__TASK GOAL__
Tally every line of the listing below that holds "with", then give the tally alone.

Pages as source code
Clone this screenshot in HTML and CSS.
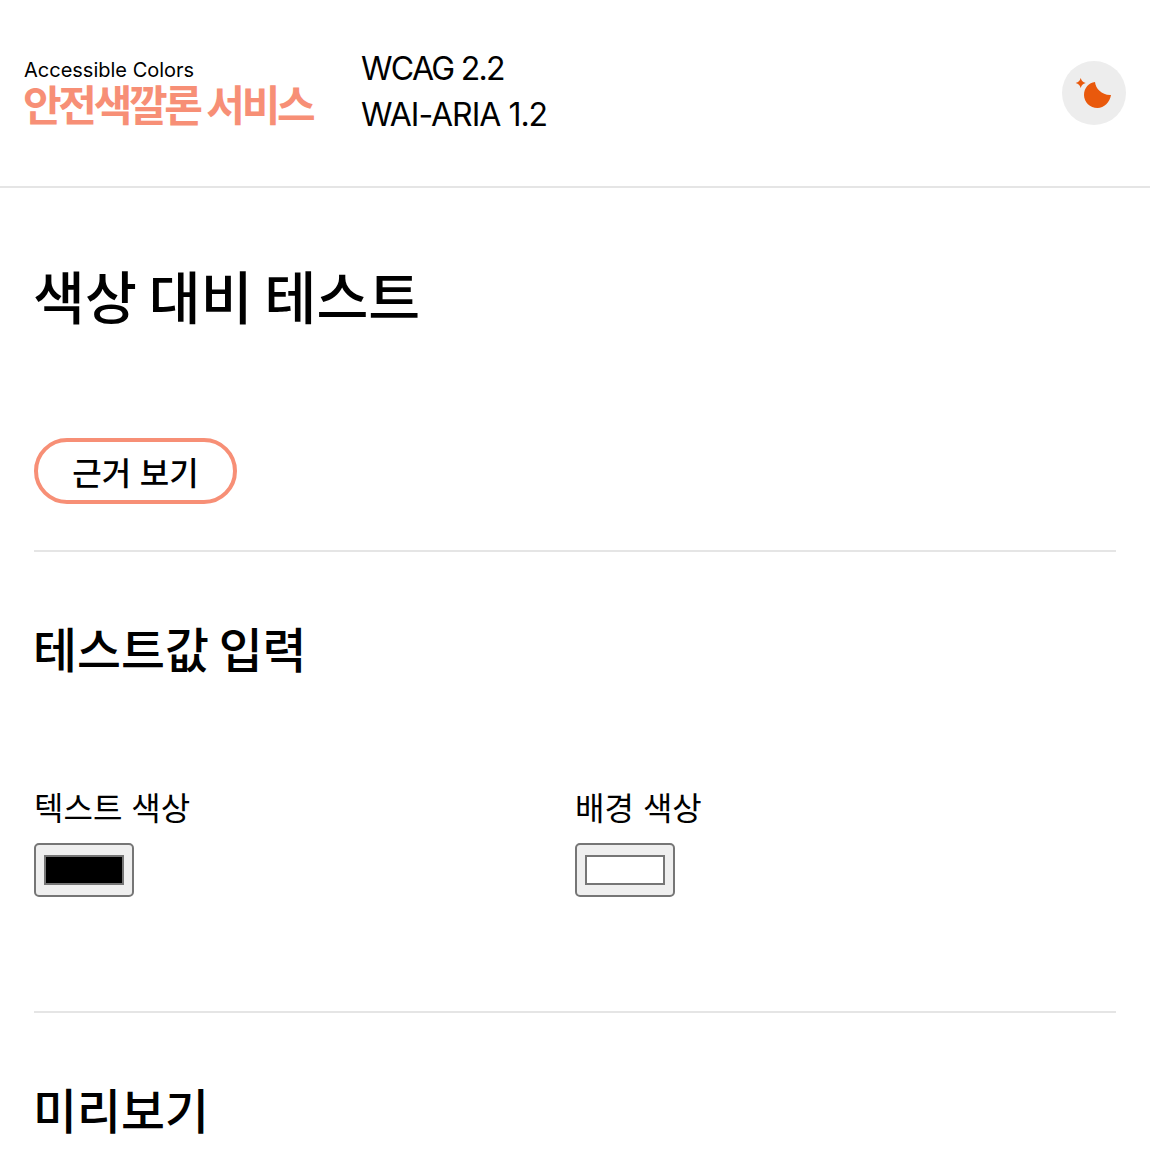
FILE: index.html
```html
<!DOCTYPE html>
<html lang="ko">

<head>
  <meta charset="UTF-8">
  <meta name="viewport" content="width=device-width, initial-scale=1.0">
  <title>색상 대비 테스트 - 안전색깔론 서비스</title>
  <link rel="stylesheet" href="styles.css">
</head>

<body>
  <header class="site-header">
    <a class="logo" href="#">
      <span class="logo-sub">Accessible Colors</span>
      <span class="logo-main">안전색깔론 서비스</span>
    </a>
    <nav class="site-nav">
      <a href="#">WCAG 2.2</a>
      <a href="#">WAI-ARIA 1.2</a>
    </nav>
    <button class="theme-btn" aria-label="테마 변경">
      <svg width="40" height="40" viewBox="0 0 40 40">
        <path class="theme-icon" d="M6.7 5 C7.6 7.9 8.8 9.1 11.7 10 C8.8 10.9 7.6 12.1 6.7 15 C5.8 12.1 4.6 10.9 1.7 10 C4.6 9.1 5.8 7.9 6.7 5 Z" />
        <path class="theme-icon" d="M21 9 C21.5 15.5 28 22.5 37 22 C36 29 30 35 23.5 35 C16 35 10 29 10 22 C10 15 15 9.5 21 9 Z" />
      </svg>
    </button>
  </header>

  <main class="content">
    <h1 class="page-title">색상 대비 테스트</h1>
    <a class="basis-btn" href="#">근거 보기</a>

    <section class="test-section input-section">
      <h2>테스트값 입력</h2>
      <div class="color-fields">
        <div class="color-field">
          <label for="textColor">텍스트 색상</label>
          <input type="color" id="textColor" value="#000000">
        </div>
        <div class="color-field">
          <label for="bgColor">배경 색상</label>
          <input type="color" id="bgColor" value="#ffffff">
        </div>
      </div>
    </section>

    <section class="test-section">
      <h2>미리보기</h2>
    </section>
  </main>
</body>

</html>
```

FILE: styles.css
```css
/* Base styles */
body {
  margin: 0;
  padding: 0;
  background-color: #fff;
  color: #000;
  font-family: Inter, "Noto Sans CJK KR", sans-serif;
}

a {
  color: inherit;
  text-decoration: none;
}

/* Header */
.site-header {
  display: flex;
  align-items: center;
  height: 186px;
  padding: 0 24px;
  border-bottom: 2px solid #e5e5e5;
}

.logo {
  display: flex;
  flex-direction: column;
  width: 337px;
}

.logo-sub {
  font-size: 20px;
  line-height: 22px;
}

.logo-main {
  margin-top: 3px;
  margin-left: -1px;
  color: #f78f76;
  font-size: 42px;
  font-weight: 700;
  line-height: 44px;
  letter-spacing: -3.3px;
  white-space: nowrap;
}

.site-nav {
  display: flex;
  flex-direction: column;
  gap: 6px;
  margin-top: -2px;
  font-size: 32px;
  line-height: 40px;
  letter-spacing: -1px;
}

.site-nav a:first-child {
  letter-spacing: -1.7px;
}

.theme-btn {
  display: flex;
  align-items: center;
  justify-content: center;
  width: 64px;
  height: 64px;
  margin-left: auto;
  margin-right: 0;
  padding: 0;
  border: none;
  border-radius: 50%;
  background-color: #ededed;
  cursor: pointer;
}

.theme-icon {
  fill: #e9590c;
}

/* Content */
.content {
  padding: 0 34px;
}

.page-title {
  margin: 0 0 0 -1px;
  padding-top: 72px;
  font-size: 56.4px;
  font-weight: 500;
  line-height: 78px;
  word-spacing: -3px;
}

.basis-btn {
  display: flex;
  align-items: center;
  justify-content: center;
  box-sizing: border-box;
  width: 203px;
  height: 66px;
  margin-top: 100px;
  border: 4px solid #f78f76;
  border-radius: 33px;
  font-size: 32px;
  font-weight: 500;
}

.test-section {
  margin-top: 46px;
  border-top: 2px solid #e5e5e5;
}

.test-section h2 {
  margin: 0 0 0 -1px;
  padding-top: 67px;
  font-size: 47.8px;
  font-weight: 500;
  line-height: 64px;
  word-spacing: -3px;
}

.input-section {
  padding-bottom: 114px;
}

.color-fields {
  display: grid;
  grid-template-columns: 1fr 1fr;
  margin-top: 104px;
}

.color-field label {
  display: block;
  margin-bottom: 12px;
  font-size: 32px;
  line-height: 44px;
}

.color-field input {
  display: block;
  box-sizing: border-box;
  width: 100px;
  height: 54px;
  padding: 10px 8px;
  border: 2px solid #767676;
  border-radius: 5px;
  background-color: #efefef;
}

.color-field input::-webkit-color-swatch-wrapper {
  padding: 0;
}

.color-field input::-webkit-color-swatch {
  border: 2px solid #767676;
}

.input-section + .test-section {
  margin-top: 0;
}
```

---

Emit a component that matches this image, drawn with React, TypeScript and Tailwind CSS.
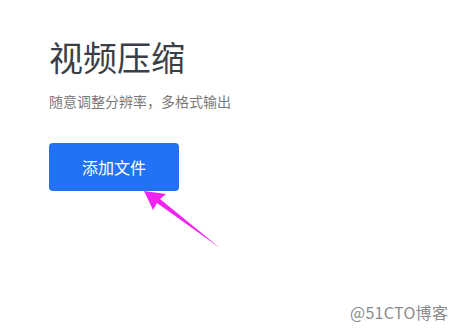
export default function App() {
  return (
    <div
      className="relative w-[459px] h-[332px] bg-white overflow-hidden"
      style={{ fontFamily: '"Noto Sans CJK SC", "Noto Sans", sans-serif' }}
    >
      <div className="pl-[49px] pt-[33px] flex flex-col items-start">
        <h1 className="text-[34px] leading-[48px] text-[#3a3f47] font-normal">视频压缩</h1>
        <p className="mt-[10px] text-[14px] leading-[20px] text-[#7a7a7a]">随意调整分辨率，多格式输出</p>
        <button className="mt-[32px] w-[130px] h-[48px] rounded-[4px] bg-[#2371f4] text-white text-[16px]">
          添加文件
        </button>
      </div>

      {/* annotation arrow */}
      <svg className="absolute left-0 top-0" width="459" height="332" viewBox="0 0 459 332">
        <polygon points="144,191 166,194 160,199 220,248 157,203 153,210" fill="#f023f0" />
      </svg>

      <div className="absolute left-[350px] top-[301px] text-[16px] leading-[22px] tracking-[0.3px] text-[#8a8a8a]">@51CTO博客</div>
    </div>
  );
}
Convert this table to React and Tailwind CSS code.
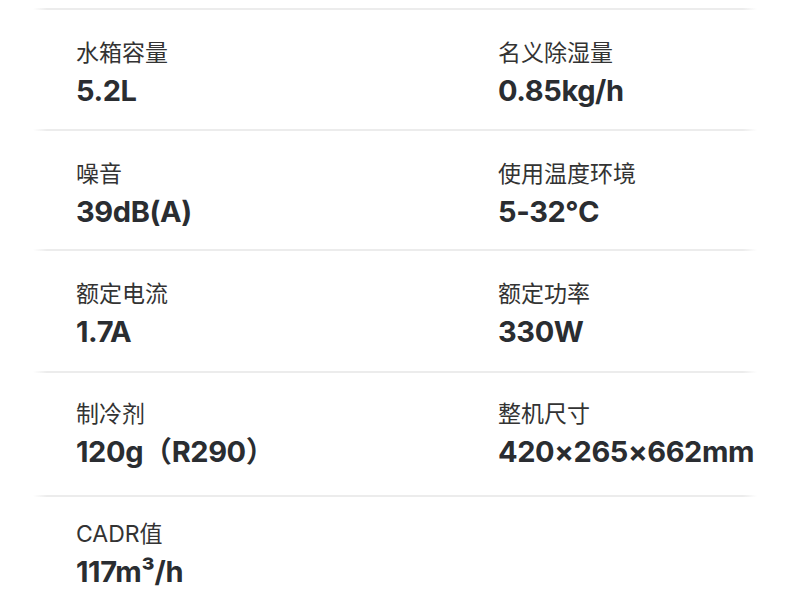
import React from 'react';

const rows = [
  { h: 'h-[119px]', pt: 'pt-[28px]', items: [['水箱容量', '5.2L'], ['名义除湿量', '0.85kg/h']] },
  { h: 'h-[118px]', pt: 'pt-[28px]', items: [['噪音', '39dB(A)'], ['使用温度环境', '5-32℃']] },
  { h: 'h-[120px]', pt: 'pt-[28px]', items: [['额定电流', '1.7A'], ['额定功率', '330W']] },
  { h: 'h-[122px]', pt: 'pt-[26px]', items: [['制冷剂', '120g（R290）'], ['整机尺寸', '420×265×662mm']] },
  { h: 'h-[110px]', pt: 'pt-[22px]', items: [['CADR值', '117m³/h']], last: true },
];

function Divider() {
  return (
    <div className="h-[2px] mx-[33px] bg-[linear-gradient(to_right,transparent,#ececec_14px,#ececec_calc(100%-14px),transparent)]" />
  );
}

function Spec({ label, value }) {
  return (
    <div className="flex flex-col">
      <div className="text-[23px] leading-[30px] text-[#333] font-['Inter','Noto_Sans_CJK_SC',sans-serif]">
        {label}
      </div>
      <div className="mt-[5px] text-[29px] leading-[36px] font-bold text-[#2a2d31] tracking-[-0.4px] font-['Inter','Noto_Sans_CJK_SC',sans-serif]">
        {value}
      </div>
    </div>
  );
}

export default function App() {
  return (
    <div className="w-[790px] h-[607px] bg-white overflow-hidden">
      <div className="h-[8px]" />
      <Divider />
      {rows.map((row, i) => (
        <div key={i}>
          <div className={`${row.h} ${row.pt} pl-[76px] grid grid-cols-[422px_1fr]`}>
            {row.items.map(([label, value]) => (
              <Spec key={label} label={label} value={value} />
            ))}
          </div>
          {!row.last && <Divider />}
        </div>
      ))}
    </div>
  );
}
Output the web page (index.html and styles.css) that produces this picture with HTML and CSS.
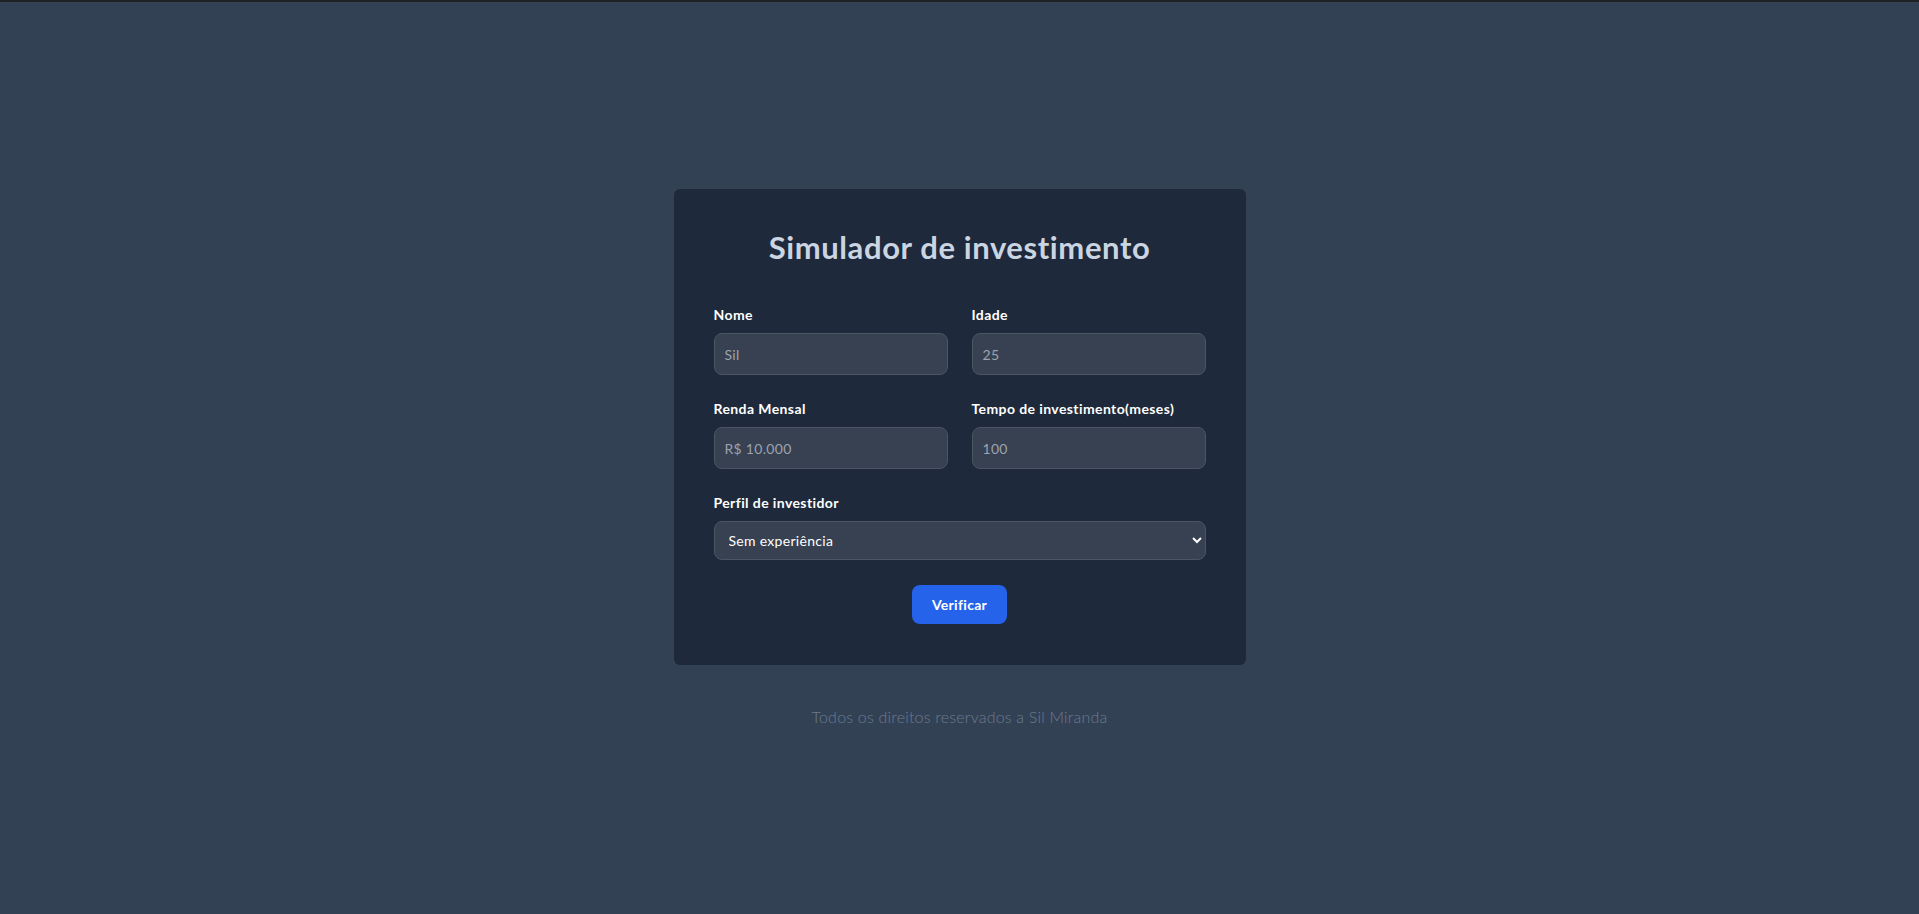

==

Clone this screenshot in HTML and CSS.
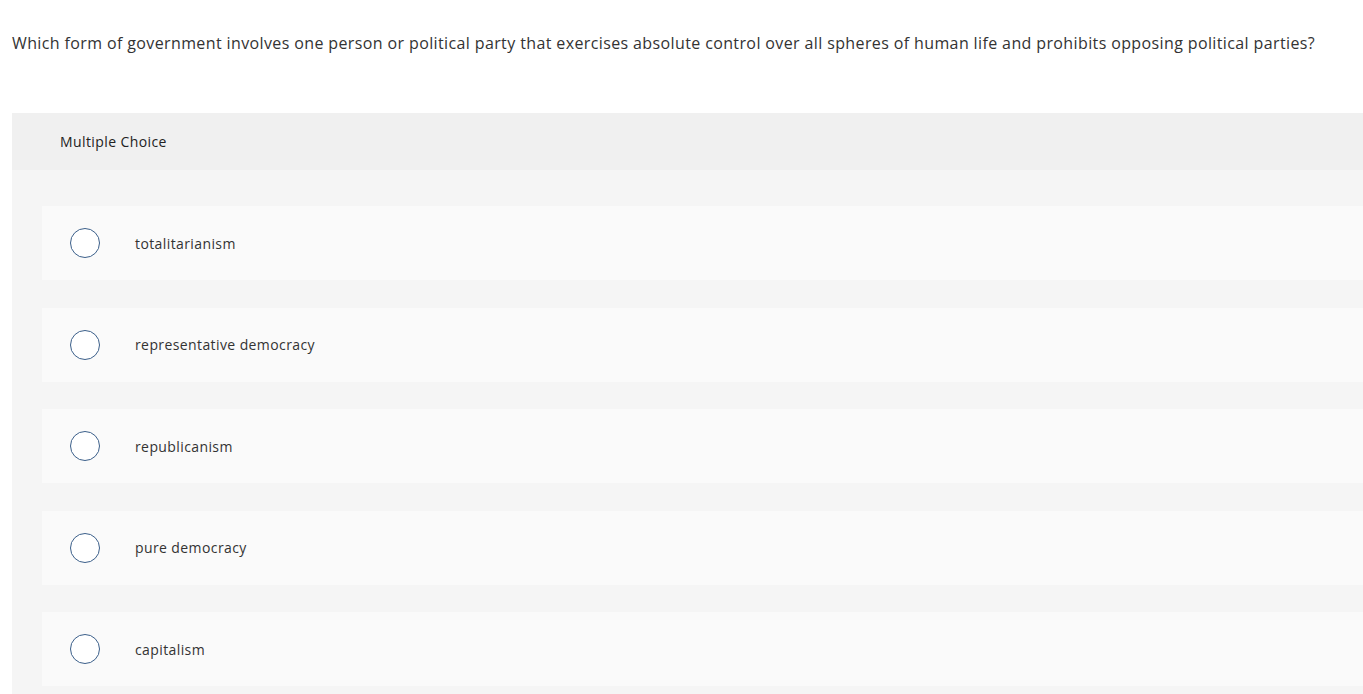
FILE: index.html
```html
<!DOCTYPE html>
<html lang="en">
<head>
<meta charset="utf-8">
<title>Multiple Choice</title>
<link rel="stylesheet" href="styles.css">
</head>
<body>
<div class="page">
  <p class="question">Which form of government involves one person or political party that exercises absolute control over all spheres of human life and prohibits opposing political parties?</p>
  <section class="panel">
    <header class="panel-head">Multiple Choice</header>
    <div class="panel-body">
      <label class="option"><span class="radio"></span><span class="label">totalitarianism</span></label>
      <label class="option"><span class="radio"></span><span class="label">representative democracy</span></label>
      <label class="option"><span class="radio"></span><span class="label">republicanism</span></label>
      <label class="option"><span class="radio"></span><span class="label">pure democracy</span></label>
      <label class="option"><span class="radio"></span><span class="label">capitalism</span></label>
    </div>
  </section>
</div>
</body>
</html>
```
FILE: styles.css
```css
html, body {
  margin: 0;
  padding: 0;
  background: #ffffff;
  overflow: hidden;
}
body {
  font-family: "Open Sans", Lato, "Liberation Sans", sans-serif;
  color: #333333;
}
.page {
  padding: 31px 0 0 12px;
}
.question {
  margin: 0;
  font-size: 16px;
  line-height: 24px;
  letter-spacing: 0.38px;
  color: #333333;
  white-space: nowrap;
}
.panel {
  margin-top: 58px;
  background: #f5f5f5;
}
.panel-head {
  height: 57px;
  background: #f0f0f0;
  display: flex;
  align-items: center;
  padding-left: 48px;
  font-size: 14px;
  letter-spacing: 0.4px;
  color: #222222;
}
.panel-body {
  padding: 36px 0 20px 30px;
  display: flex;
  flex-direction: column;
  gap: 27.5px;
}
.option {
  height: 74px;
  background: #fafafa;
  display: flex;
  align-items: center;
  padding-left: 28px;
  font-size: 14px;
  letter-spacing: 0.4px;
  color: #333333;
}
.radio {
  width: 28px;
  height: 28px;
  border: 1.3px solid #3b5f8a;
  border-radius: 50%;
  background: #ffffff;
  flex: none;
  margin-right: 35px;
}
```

__TASK RESULT__
2